Split Pea Soup: I usually only make soup once a week, but I'm alone with the kids all this week, so I figure by Friday the chances of dinner happening are going to be greatly diminished, haha! I'm making it easy on myself! 

Quinoa Stuffed Acorn Squash: I thought I'd posted this recipe already, but I guess not. I will! It's just a basic quinoa pilaf heaped over roasted acorn squash. 

Mung Bean Dal, Curried Zucchini, and Basmati Rice: Like this, but with zucchini and no tomatoes because I can't eat those now (always with the tomatoes! mamma mia!)




Monday, March 2, 2015

Spinach Walnut Pesto




This Spinach Walnut Pesto is the perfect pasta sauce for the middle of winter when you'd love a basil pesto, but can't justify paying whatever the going rate is for several cups of basil in January. The walnuts give it a creamy texture. It tastes so indulgent, but it's so good for you!

Spinach Walnut Pesto

serves 8

1 cup raw walnuts
3 cloves garlic
1 tsp salt
4 big handfuls of baby spinach
Olive oil

In the bowl of a food processor, combine garlic, salt, and walnuts. Process until finely chopped, like crumbs. Fill the bowl with spinach. (I used about 4 big handfuls, which is not very precise, sorry!) Process, stopping to scrape if needed, until well blended. With machine running, pour in olive oil until you get a good consistency. I like mine thinner than soft butter, thicker than salad dressing. (I hope you are not here for exact measurements and such. Cooking is an art, not a science!)
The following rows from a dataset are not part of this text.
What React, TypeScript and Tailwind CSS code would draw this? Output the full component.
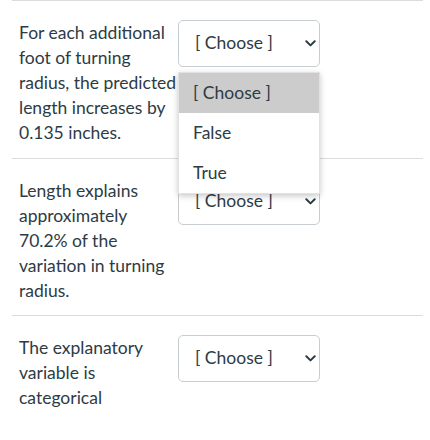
import React from 'react';

const Chevron = () => (
    <svg width="11" height="7" viewBox="0 0 11 7" className="shrink-0">
        <path d="M1.3 1.3 L5.5 5.4 L9.7 1.3" fill="none" stroke="#2d3b45" strokeWidth="2" strokeLinecap="round" strokeLinejoin="round" />
    </svg>
);

const Select: React.FC<{ open?: boolean }> = ({ open }) => (
    <div className="relative shrink-0 w-[142px]">
        <div className="h-[47px] w-full rounded-[5px] border border-[#c7cdd1] bg-white flex items-center justify-between pl-[16px] pr-[3px] text-[17.5px] text-[#2d3b45]">
            <span>[ Choose ]</span>
            <Chevron />
        </div>
        {open && (
            <ul className="absolute left-0 top-[52px] z-10 w-[142px] bg-white border border-[#e2e2e2] shadow-[0_2px_6px_rgba(0,0,0,0.22)] text-[17.5px] text-[#2d3b45]">
                <li className="h-10 flex items-center pl-[14px] bg-[#cccccc]">[ Choose ]</li>
                <li className="h-10 flex items-center pl-[14px]">False</li>
                <li className="h-10 flex items-center pl-[14px]">True</li>
            </ul>
        )}
    </div>
);

const rows = [
    { text: 'For each additional foot of turning radius, the predicted length increases by 0.135 inches.', open: true },
    { text: 'Length explains approximately 70.2% of the variation in turning radius.' },
    { text: 'The explanatory variable is categorical' },
];

export default function App() {
    return (
        <div className="w-[430px] h-[440px] bg-white pl-[12px] pr-[7px]" style={{ fontFamily: 'Lato, "Noto Sans", sans-serif' }}>
            {rows.map((row, i) => (
                <div key={i} className="flex items-start border-t border-[#dcdcdc] pt-[19px] pb-[12.5px] pl-[7px]">
                    <p className="w-[159px] text-[17.5px] leading-[25px] text-[#2d3b45]">{row.text}</p>
                    <Select open={row.open} />
                </div>
            ))}
        </div>
    );
}
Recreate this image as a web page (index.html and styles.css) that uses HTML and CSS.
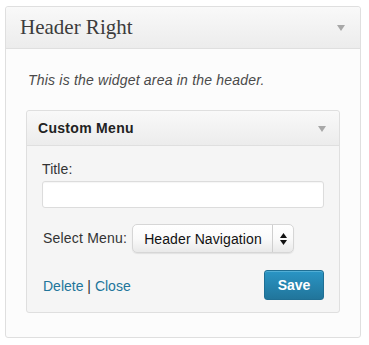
FILE: index.html
```html
<!DOCTYPE html>
<html lang="en">
<head>
<meta charset="utf-8">
<title>Header Right</title>
<link rel="stylesheet" href="styles.css">
</head>
<body>
<div class="sidebar">
  <div class="sidebar-head">
    <h3 class="sidebar-title">Header Right</h3>
    <svg class="toggle" width="8" height="6" viewBox="0 0 8 6"><polygon points="0,0 8,0 4,6" fill="#a8a8a8"/></svg>
  </div>
  <div class="sidebar-body">
    <p class="description">This is the widget area in the header.</p>
    <div class="widget">
      <div class="widget-head">
        <h4 class="widget-title">Custom Menu</h4>
        <svg class="toggle" width="8" height="6" viewBox="0 0 8 6"><polygon points="0,0 8,0 4,6" fill="#a8a8a8"/></svg>
      </div>
      <div class="widget-body">
        <label class="field-label" for="title">Title:</label>
        <input class="text-input" id="title" type="text">
        <div class="select-row">
          <span class="select-label">Select Menu:</span>
          <div class="select-box">
            <span class="select-value">Header Navigation</span>
            <span class="select-arrows">
              <svg width="7" height="12" viewBox="0 0 7 12"><polygon points="3.5,0 7,5 0,5" fill="#111"/><polygon points="0,7 7,7 3.5,12" fill="#111"/></svg>
            </span>
          </div>
        </div>
        <div class="actions">
          <div class="links"><a href="#" class="link">Delete</a><span class="sep"> | </span><a href="#" class="link">Close</a></div>
          <button class="save-btn" type="button">Save</button>
        </div>
      </div>
    </div>
  </div>
</div>
</body>
</html>
```
FILE: styles.css
```css
* { box-sizing: border-box; }
html, body { margin: 0; padding: 0; background: #ffffff; }
body { font-family: "Liberation Sans", Arial, Helvetica, sans-serif; color: #333; }

.sidebar {
  width: 356px;
  margin: 6px 0 0 5px;
  border: 1px solid #dfdfdf;
  border-radius: 3px;
  background: #fcfcfc;
}
.sidebar-head {
  height: 42px;
  display: flex;
  align-items: center;
  justify-content: space-between;
  padding: 0 15px 0 14px;
  border-bottom: 1px solid #dfdfdf;
  border-radius: 3px 3px 0 0;
  background: linear-gradient(to bottom, #f9f9f9, #ececec);
}
.sidebar-title {
  margin: 0;
  font-family: "Liberation Serif", "Times New Roman", serif;
  font-weight: normal;
  font-size: 21px;
  line-height: 41px;
  color: #3c3c3c;
}
.toggle { display: block; margin-top: 1px; }

.sidebar-body { padding: 23px 20px 24px 20px; }
.description {
  margin: 0 0 22px 2px;
  font-size: 14px;
  line-height: 16px;
  font-style: italic;
  letter-spacing: 0.2px;
  color: #4a4a4a;
}

.widget {
  border: 1px solid #dfdfdf;
  border-radius: 3px;
  background: #f5f5f5;
}
.widget-head {
  height: 35px;
  display: flex;
  align-items: center;
  justify-content: space-between;
  padding: 0 13px 0 11px;
  border-bottom: 1px solid #dfdfdf;
  border-radius: 3px 3px 0 0;
  background: linear-gradient(to bottom, #f9f9f9, #ececec);
}
.widget-title {
  margin: 0;
  font-size: 14px;
  font-weight: bold;
  line-height: 17px;
  color: #222;
  letter-spacing: 0.3px;
}
.widget-body { padding: 15px 15px 12px 15px; }

.field-label {
  display: block;
  font-size: 14px;
  line-height: 17px;
  color: #333;
  margin-bottom: 3px;
  letter-spacing: 0.1px;
}
.text-input {
  display: block;
  width: 100%;
  height: 27px;
  margin: 0;
  border: 1px solid #dcdcdc;
  border-radius: 3px;
  background: #ffffff;
  font: inherit;
  box-shadow: inset 0 1px 1px rgba(0,0,0,0.04);
}

.select-row {
  display: flex;
  align-items: center;
  margin-top: 16px;
  gap: 5px;
}
.select-label {
  font-size: 14px;
  line-height: 17px;
  color: #333;
  padding-left: 1px;
  letter-spacing: 0.2px;
}
.select-box {
  display: flex;
  align-items: stretch;
  width: 162px;
  height: 29px;
  border: 1px solid #d6d6d6;
  border-radius: 5px;
  background: linear-gradient(to bottom, #ffffff 0%, #fafafa 50%, #e9e9e9 100%);
  box-shadow: 0 1px 1px rgba(0,0,0,0.08);
}
.select-value {
  flex: 1;
  display: flex;
  align-items: center;
  padding-left: 11px;
  font-size: 14px;
  color: #111;
  letter-spacing: 0.1px;
  border-right: 1px solid #cfcfcf;
}
.select-arrows {
  width: 20px;
  display: flex;
  align-items: center;
  justify-content: center;
}
.select-arrows svg { display: block; }

.actions {
  display: flex;
  align-items: center;
  justify-content: space-between;
  margin-top: 17px;
}
.links {
  font-size: 14px;
  line-height: 17px;
  padding-left: 1px;
  padding-top: 3px;
}
.link { color: #21759b; text-decoration: none; }
.sep { color: #333; }
.save-btn {
  width: 60px;
  height: 30px;
  margin: 0;
  padding: 0;
  border: 1px solid #1f6f94;
  border-radius: 3px;
  background: linear-gradient(to bottom, #2a95c5, #21759b);
  color: #ffffff;
  font-family: "Liberation Sans", Arial, sans-serif;
  font-size: 14px;
  font-weight: bold;
  box-shadow: inset 0 1px 0 rgba(120,200,230,0.5);
}
```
For the pasta, I chose rice spaghetti for the first meal. I sauteed some garlic, lemon zest, and crushed red pepper and tossed that with the noodles before adding the pesto. But that is completely unnecessary as the sauce tastes great on its own. 

I froze the remaining pesto, then thawed it and put it on rice penne (with green beans added in) for lunch. Try it "Genovese" style with cubed potatoes and green beans.